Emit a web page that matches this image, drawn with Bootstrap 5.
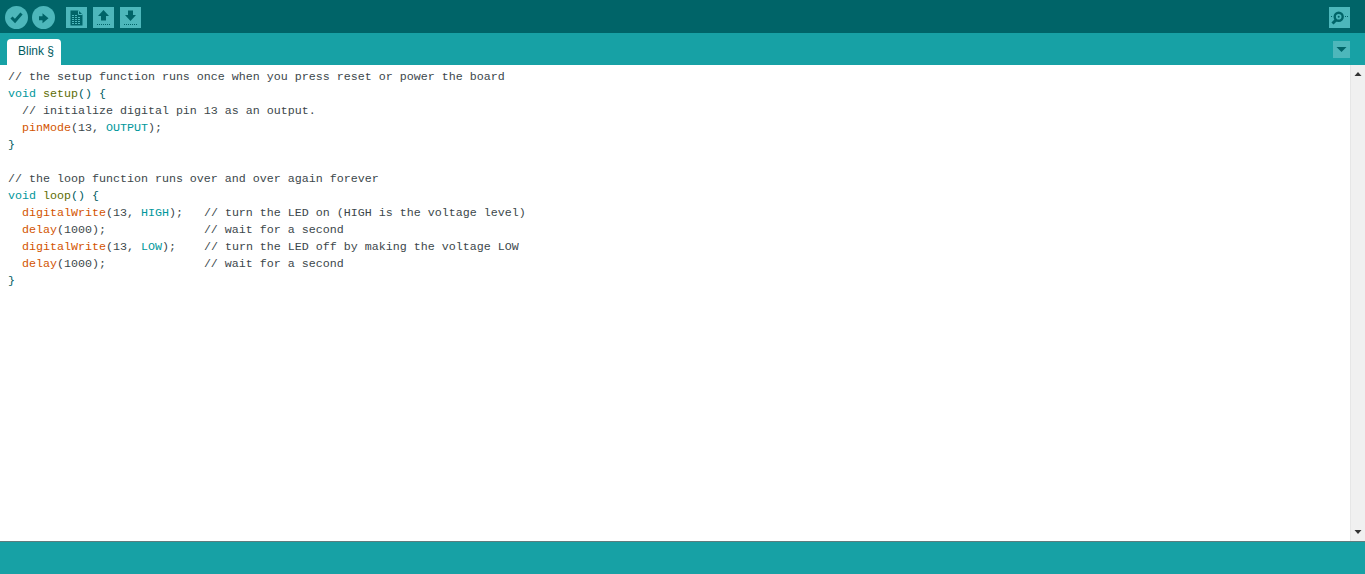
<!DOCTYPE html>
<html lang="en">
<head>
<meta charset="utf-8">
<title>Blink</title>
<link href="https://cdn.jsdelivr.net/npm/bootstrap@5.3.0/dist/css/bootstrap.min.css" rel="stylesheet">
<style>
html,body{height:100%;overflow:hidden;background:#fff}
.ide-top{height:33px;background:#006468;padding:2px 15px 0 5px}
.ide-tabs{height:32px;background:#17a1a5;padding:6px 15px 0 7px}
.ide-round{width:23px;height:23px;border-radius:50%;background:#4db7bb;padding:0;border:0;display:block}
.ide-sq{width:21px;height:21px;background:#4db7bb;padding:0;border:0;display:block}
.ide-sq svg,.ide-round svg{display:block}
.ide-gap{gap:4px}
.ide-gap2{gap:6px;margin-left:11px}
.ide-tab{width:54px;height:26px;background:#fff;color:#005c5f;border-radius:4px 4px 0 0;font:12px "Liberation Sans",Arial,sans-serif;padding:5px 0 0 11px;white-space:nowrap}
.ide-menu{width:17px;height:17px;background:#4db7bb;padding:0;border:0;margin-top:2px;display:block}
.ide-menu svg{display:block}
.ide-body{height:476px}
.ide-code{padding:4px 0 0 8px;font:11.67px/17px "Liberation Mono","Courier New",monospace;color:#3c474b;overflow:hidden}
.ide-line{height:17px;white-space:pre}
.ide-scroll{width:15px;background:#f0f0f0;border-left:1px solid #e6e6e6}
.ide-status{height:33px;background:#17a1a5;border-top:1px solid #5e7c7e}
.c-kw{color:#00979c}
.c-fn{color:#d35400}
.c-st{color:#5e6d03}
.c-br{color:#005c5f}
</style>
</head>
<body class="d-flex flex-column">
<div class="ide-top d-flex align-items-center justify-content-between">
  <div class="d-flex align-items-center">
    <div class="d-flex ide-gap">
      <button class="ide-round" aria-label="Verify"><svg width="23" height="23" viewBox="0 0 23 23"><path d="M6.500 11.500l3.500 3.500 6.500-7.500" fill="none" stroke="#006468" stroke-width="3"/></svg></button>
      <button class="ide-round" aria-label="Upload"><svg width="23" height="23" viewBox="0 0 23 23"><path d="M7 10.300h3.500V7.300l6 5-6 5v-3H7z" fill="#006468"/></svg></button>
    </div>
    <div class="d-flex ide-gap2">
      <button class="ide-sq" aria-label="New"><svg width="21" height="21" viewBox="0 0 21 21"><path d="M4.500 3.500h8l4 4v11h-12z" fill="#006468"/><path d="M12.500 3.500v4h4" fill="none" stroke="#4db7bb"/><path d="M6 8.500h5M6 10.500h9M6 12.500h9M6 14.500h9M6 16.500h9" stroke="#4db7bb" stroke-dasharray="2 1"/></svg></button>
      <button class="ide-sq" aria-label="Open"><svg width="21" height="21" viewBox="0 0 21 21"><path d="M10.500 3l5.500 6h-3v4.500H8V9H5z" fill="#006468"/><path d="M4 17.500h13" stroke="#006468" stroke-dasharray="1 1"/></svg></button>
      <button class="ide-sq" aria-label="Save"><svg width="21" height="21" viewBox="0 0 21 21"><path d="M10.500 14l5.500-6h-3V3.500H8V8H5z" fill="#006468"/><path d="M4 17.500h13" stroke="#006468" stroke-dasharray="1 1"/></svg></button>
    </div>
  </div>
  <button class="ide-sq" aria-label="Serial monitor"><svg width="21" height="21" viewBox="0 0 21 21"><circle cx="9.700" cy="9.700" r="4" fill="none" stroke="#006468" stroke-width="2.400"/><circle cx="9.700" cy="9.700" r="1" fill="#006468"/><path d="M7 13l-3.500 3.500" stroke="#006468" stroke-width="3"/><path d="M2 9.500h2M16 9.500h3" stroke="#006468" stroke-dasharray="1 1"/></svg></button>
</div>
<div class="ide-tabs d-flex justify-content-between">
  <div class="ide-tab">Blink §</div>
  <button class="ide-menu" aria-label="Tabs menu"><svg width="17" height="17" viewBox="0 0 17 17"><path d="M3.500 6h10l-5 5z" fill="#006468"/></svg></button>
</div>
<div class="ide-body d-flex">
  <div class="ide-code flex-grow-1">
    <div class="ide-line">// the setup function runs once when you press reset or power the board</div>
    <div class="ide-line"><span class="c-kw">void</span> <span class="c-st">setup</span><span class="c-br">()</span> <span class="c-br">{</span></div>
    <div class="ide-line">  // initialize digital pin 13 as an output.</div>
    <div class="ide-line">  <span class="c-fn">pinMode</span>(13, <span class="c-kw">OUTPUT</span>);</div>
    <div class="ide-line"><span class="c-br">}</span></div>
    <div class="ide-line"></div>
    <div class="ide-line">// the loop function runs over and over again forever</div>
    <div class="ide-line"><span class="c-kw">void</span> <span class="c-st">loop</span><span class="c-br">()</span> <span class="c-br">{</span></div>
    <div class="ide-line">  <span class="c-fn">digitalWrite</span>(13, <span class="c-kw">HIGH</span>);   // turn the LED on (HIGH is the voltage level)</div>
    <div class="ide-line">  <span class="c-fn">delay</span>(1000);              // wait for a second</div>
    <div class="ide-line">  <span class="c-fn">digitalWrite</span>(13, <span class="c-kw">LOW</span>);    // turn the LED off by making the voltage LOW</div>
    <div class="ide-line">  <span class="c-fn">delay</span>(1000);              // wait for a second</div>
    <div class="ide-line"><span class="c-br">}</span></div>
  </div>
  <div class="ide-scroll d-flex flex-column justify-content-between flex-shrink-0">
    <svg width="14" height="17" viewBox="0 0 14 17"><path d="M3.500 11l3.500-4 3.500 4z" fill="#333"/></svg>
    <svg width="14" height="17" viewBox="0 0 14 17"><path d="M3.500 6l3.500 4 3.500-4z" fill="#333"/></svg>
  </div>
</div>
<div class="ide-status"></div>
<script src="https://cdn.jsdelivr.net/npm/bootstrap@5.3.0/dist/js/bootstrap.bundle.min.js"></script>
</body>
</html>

• **TO DO**
Take the listing above and print it exactly, apart from the pictures.

• **EXPECTED OUTPUT**
Emit a web page that matches this image, drawn with Bootstrap 5.
<!DOCTYPE html>
<html lang="en">
<head>
<meta charset="utf-8">
<title>Blink</title>
<link href="https://cdn.jsdelivr.net/npm/bootstrap@5.3.0/dist/css/bootstrap.min.css" rel="stylesheet">
<style>
html,body{height:100%;overflow:hidden;background:#fff}
.ide-top{height:33px;background:#006468;padding:2px 15px 0 5px}
.ide-tabs{height:32px;background:#17a1a5;padding:6px 15px 0 7px}
.ide-round{width:23px;height:23px;border-radius:50%;background:#4db7bb;padding:0;border:0;display:block}
.ide-sq{width:21px;height:21px;background:#4db7bb;padding:0;border:0;display:block}
.ide-sq svg,.ide-round svg{display:block}
.ide-gap{gap:4px}
.ide-gap2{gap:6px;margin-left:11px}
.ide-tab{width:54px;height:26px;background:#fff;color:#005c5f;border-radius:4px 4px 0 0;font:12px "Liberation Sans",Arial,sans-serif;padding:5px 0 0 11px;white-space:nowrap}
.ide-menu{width:17px;height:17px;background:#4db7bb;padding:0;border:0;margin-top:2px;display:block}
.ide-menu svg{display:block}
.ide-body{height:476px}
.ide-code{padding:4px 0 0 8px;font:11.67px/17px "Liberation Mono","Courier New",monospace;color:#3c474b;overflow:hidden}
.ide-line{height:17px;white-space:pre}
.ide-scroll{width:15px;background:#f0f0f0;border-left:1px solid #e6e6e6}
.ide-status{height:33px;background:#17a1a5;border-top:1px solid #5e7c7e}
.c-kw{color:#00979c}
.c-fn{color:#d35400}
.c-st{color:#5e6d03}
.c-br{color:#005c5f}
</style>
</head>
<body class="d-flex flex-column">
<div class="ide-top d-flex align-items-center justify-content-between">
  <div class="d-flex align-items-center">
    <div class="d-flex ide-gap">
      <button class="ide-round" aria-label="Verify"><svg width="23" height="23" viewBox="0 0 23 23"><path d="M6.500 11.500l3.500 3.500 6.500-7.500" fill="none" stroke="#006468" stroke-width="3"/></svg></button>
      <button class="ide-round" aria-label="Upload"><svg width="23" height="23" viewBox="0 0 23 23"><path d="M7 10.300h3.500V7.300l6 5-6 5v-3H7z" fill="#006468"/></svg></button>
    </div>
    <div class="d-flex ide-gap2">
      <button class="ide-sq" aria-label="New"><svg width="21" height="21" viewBox="0 0 21 21"><path d="M4.500 3.500h8l4 4v11h-12z" fill="#006468"/><path d="M12.500 3.500v4h4" fill="none" stroke="#4db7bb"/><path d="M6 8.500h5M6 10.500h9M6 12.500h9M6 14.500h9M6 16.500h9" stroke="#4db7bb" stroke-dasharray="2 1"/></svg></button>
      <button class="ide-sq" aria-label="Open"><svg width="21" height="21" viewBox="0 0 21 21"><path d="M10.500 3l5.500 6h-3v4.500H8V9H5z" fill="#006468"/><path d="M4 17.500h13" stroke="#006468" stroke-dasharray="1 1"/></svg></button>
      <button class="ide-sq" aria-label="Save"><svg width="21" height="21" viewBox="0 0 21 21"><path d="M10.500 14l5.500-6h-3V3.500H8V8H5z" fill="#006468"/><path d="M4 17.500h13" stroke="#006468" stroke-dasharray="1 1"/></svg></button>
    </div>
  </div>
  <button class="ide-sq" aria-label="Serial monitor"><svg width="21" height="21" viewBox="0 0 21 21"><circle cx="9.700" cy="9.700" r="4" fill="none" stroke="#006468" stroke-width="2.400"/><circle cx="9.700" cy="9.700" r="1" fill="#006468"/><path d="M7 13l-3.500 3.500" stroke="#006468" stroke-width="3"/><path d="M2 9.500h2M16 9.500h3" stroke="#006468" stroke-dasharray="1 1"/></svg></button>
</div>
<div class="ide-tabs d-flex justify-content-between">
  <div class="ide-tab">Blink §</div>
  <button class="ide-menu" aria-label="Tabs menu"><svg width="17" height="17" viewBox="0 0 17 17"><path d="M3.500 6h10l-5 5z" fill="#006468"/></svg></button>
</div>
<div class="ide-body d-flex">
  <div class="ide-code flex-grow-1">
    <div class="ide-line">// the setup function runs once when you press reset or power the board</div>
    <div class="ide-line"><span class="c-kw">void</span> <span class="c-st">setup</span><span class="c-br">()</span> <span class="c-br">{</span></div>
    <div class="ide-line">  // initialize digital pin 13 as an output.</div>
    <div class="ide-line">  <span class="c-fn">pinMode</span>(13, <span class="c-kw">OUTPUT</span>);</div>
    <div class="ide-line"><span class="c-br">}</span></div>
    <div class="ide-line"></div>
    <div class="ide-line">// the loop function runs over and over again forever</div>
    <div class="ide-line"><span class="c-kw">void</span> <span class="c-st">loop</span><span class="c-br">()</span> <span class="c-br">{</span></div>
    <div class="ide-line">  <span class="c-fn">digitalWrite</span>(13, <span class="c-kw">HIGH</span>);   // turn the LED on (HIGH is the voltage level)</div>
    <div class="ide-line">  <span class="c-fn">delay</span>(1000);              // wait for a second</div>
    <div class="ide-line">  <span class="c-fn">digitalWrite</span>(13, <span class="c-kw">LOW</span>);    // turn the LED off by making the voltage LOW</div>
    <div class="ide-line">  <span class="c-fn">delay</span>(1000);              // wait for a second</div>
    <div class="ide-line"><span class="c-br">}</span></div>
  </div>
  <div class="ide-scroll d-flex flex-column justify-content-between flex-shrink-0">
    <svg width="14" height="17" viewBox="0 0 14 17"><path d="M3.500 11l3.500-4 3.500 4z" fill="#333"/></svg>
    <svg width="14" height="17" viewBox="0 0 14 17"><path d="M3.500 6l3.500 4 3.500-4z" fill="#333"/></svg>
  </div>
</div>
<div class="ide-status"></div>
<script src="https://cdn.jsdelivr.net/npm/bootstrap@5.3.0/dist/js/bootstrap.bundle.min.js"></script>
</body>
</html>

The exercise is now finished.